Parkways – The are actually four road-based national parks, the Blue Ridge Parkway probably being the most-famous (and also being one of my favorite national parks.) The National Park Service actually operates several other parkways – but there’s only four that count as stand-alone national park sites.
National Scenic Trails – There are eleven long-distance national scenic trails out there, but only 3 of these that are national park sites, the most-famous of which is surely the Appalachian Trail.
National Rivers – If you thought this list was inconsistent up until now, the rivers in the National Park System only add to the confusion. This category includes some places designated as wild & scenic rivers, some as scenic & recreational rivers, some as wild rivers, and some as just plain national rivers. Whatever their designations, all are considered part of the National Wild & Scenic Rivers System to protect their wild & scenic nature, or outstanding recreational opportunities. Many of them are managed by the National Park Service, while many others are not. Out of those managed by the NPS, 15 have risen to the status of being full-fledged national park sites.
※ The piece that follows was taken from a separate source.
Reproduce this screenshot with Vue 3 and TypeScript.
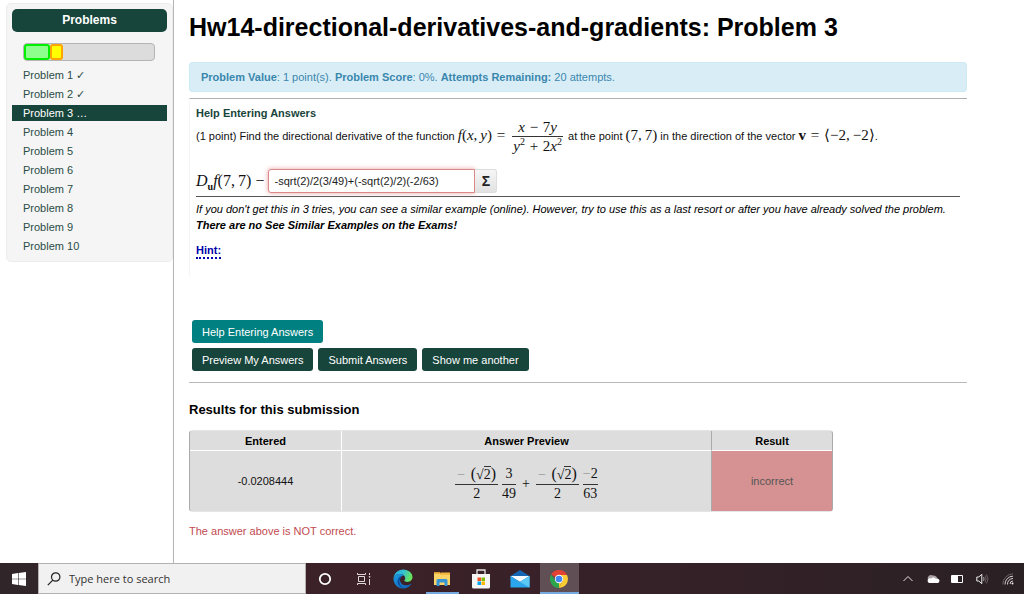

National Preserves & National Reserves – Most of these, but not quite all, are national park sites, a total of 20 to be exact. These are protected areas that generally allow a greater amount of human activity, such as hunting and trapping, that generally are not allowed in other national park sites. Perhaps most-confusing is the fact that 9 out of the 20 of these are actually part of a bigger “national park & preserve” – which is a large national park that effectively “counts twice” towards the total of 401 national parks.
Odds & Ends – Finally, there are 11 national park sites that don’t fit into any of the above categories. Some of them are just plain unique sites. For example, did you know the White House is managed by the National Park Service? Many of the others are parklands around the Greater Washington, DC Metropolitan Area that just happen to be managed by the National Park Service for historical reasons.
So there you have it! That’s how you get to 401 national parks.
Thus, if you say that you are going to try and visit all 401 national parks, you can say that you will be visiting all the national parks, as well as all the national seashores & lakeshores, and all the national battlefields & national military parks. You can also say that you will be visiting most of the national historic sites & national historical parks, as well as most of the national memorials, and most of the national preserves national reserves. Beyond that, you can say that you will also be visiting many national monuments and many national memorials, as well as many other places that don’t fit nice and easy classifications.
What you can say, however, is that almost every visit to one of the 401 national park sites in this country will be special, and will reflect that National Park Service’s special commitment to visitation and interpretation of America’s most-important treasures.